- GIVEN TASK
Reproduce the listing word for word, leaving every picture behind.

* START *

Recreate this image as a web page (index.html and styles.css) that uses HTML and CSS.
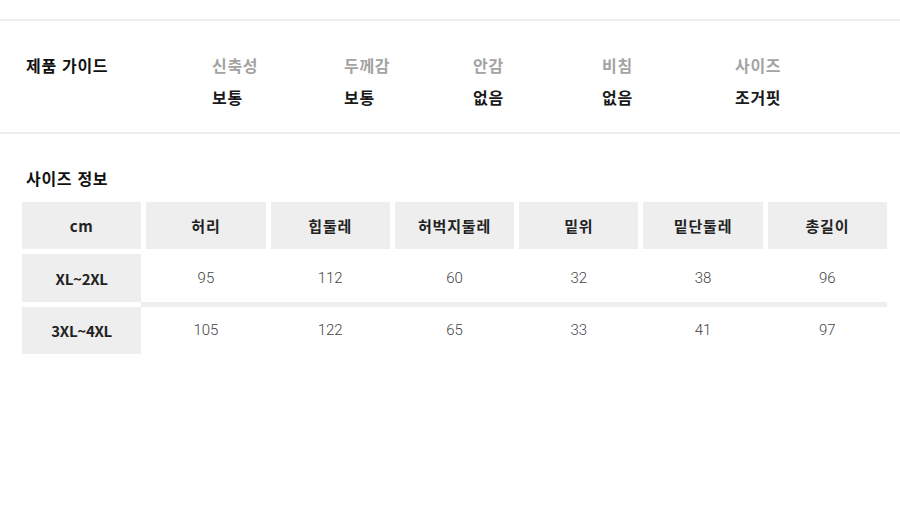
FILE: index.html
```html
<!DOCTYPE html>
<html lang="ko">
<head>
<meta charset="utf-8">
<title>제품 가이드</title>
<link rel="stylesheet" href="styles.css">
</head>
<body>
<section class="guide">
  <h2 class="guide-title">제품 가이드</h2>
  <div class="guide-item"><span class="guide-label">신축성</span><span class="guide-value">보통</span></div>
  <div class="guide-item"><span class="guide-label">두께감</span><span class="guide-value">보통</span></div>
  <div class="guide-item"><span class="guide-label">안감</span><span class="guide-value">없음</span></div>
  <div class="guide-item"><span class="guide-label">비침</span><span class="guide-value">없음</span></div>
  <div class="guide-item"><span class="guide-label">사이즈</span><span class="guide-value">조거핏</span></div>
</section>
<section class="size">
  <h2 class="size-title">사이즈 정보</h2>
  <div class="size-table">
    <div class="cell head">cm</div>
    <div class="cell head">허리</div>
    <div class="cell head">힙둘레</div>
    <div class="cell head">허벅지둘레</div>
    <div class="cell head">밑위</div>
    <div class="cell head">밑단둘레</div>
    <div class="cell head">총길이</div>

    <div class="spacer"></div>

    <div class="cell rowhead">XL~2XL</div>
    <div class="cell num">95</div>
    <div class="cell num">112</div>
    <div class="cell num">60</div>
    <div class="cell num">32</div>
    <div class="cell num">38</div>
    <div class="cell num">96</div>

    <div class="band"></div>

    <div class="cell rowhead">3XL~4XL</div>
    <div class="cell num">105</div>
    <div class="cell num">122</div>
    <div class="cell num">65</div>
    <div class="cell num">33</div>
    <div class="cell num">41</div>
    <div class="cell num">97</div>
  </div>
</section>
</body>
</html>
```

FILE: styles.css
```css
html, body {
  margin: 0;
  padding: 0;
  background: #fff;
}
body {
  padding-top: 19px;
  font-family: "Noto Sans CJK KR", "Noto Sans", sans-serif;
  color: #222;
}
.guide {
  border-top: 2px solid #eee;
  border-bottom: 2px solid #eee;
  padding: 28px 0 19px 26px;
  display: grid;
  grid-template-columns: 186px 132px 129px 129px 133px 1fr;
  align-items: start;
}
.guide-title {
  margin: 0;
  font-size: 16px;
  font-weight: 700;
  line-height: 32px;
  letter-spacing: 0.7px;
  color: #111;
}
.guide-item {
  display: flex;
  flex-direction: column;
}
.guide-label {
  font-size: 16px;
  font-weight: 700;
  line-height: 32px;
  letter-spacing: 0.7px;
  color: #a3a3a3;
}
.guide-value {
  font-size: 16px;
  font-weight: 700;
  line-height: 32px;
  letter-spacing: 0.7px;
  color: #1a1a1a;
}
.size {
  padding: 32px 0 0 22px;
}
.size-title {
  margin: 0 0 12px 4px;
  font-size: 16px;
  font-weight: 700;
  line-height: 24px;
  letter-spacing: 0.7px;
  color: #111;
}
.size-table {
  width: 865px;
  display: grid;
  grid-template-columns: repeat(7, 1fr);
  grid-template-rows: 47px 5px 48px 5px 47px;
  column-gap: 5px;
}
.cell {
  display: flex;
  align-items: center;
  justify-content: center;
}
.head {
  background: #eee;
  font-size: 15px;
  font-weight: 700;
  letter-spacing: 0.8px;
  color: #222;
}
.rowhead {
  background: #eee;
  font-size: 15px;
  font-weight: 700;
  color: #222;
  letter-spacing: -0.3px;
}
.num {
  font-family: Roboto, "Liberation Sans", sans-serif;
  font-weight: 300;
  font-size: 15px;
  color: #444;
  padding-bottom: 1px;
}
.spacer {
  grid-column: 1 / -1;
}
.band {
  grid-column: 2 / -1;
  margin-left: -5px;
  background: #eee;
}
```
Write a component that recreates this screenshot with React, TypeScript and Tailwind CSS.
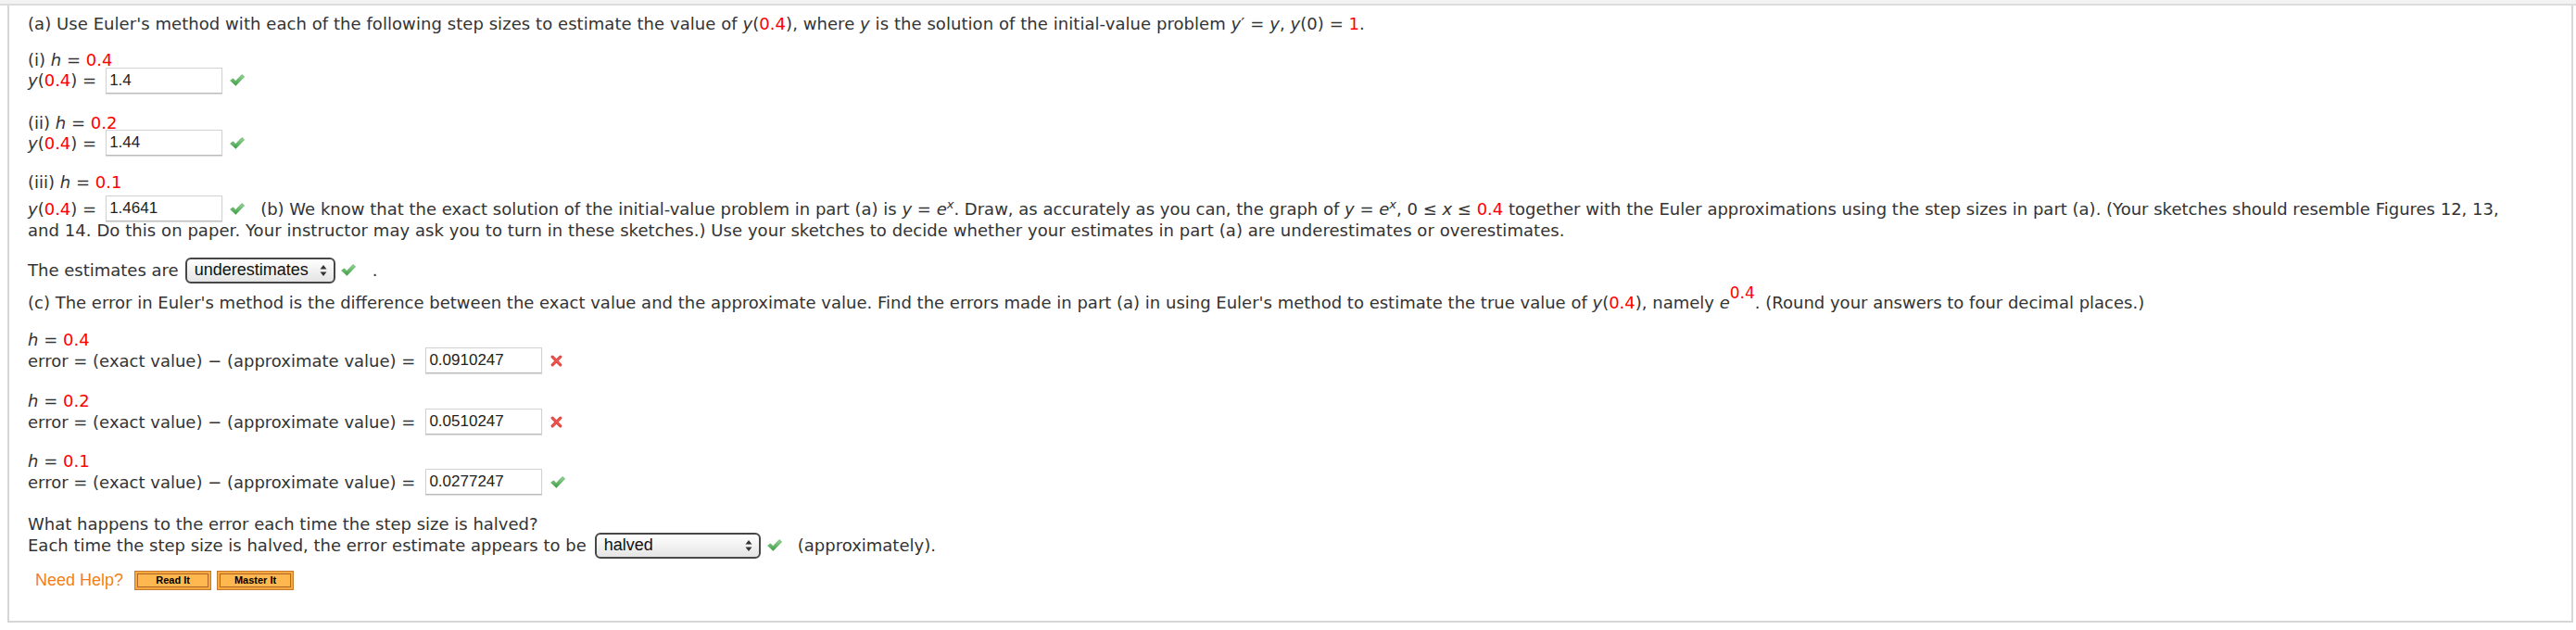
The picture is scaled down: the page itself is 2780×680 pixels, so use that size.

* END *

- RESPONSE TO THIS TASK
Recreate this image as a web page (index.html and styles.css) that uses HTML and CSS.
FILE: index.html
```html
<!DOCTYPE html>
<html lang="ko">
<head>
<meta charset="utf-8">
<title>제품 가이드</title>
<link rel="stylesheet" href="styles.css">
</head>
<body>
<section class="guide">
  <h2 class="guide-title">제품 가이드</h2>
  <div class="guide-item"><span class="guide-label">신축성</span><span class="guide-value">보통</span></div>
  <div class="guide-item"><span class="guide-label">두께감</span><span class="guide-value">보통</span></div>
  <div class="guide-item"><span class="guide-label">안감</span><span class="guide-value">없음</span></div>
  <div class="guide-item"><span class="guide-label">비침</span><span class="guide-value">없음</span></div>
  <div class="guide-item"><span class="guide-label">사이즈</span><span class="guide-value">조거핏</span></div>
</section>
<section class="size">
  <h2 class="size-title">사이즈 정보</h2>
  <div class="size-table">
    <div class="cell head">cm</div>
    <div class="cell head">허리</div>
    <div class="cell head">힙둘레</div>
    <div class="cell head">허벅지둘레</div>
    <div class="cell head">밑위</div>
    <div class="cell head">밑단둘레</div>
    <div class="cell head">총길이</div>

    <div class="spacer"></div>

    <div class="cell rowhead">XL~2XL</div>
    <div class="cell num">95</div>
    <div class="cell num">112</div>
    <div class="cell num">60</div>
    <div class="cell num">32</div>
    <div class="cell num">38</div>
    <div class="cell num">96</div>

    <div class="band"></div>

    <div class="cell rowhead">3XL~4XL</div>
    <div class="cell num">105</div>
    <div class="cell num">122</div>
    <div class="cell num">65</div>
    <div class="cell num">33</div>
    <div class="cell num">41</div>
    <div class="cell num">97</div>
  </div>
</section>
</body>
</html>
```

FILE: styles.css
```css
html, body {
  margin: 0;
  padding: 0;
  background: #fff;
}
body {
  padding-top: 19px;
  font-family: "Noto Sans CJK KR", "Noto Sans", sans-serif;
  color: #222;
}
.guide {
  border-top: 2px solid #eee;
  border-bottom: 2px solid #eee;
  padding: 28px 0 19px 26px;
  display: grid;
  grid-template-columns: 186px 132px 129px 129px 133px 1fr;
  align-items: start;
}
.guide-title {
  margin: 0;
  font-size: 16px;
  font-weight: 700;
  line-height: 32px;
  letter-spacing: 0.7px;
  color: #111;
}
.guide-item {
  display: flex;
  flex-direction: column;
}
.guide-label {
  font-size: 16px;
  font-weight: 700;
  line-height: 32px;
  letter-spacing: 0.7px;
  color: #a3a3a3;
}
.guide-value {
  font-size: 16px;
  font-weight: 700;
  line-height: 32px;
  letter-spacing: 0.7px;
  color: #1a1a1a;
}
.size {
  padding: 32px 0 0 22px;
}
.size-title {
  margin: 0 0 12px 4px;
  font-size: 16px;
  font-weight: 700;
  line-height: 24px;
  letter-spacing: 0.7px;
  color: #111;
}
.size-table {
  width: 865px;
  display: grid;
  grid-template-columns: repeat(7, 1fr);
  grid-template-rows: 47px 5px 48px 5px 47px;
  column-gap: 5px;
}
.cell {
  display: flex;
  align-items: center;
  justify-content: center;
}
.head {
  background: #eee;
  font-size: 15px;
  font-weight: 700;
  letter-spacing: 0.8px;
  color: #222;
}
.rowhead {
  background: #eee;
  font-size: 15px;
  font-weight: 700;
  color: #222;
  letter-spacing: -0.3px;
}
.num {
  font-family: Roboto, "Liberation Sans", sans-serif;
  font-weight: 300;
  font-size: 15px;
  color: #444;
  padding-bottom: 1px;
}
.spacer {
  grid-column: 1 / -1;
}
.band {
  grid-column: 2 / -1;
  margin-left: -5px;
  background: #eee;
}
```
Write a component that recreates this screenshot with React, TypeScript and Tailwind CSS.
The picture is scaled down: the page itself is 2780×680 pixels, so use that size.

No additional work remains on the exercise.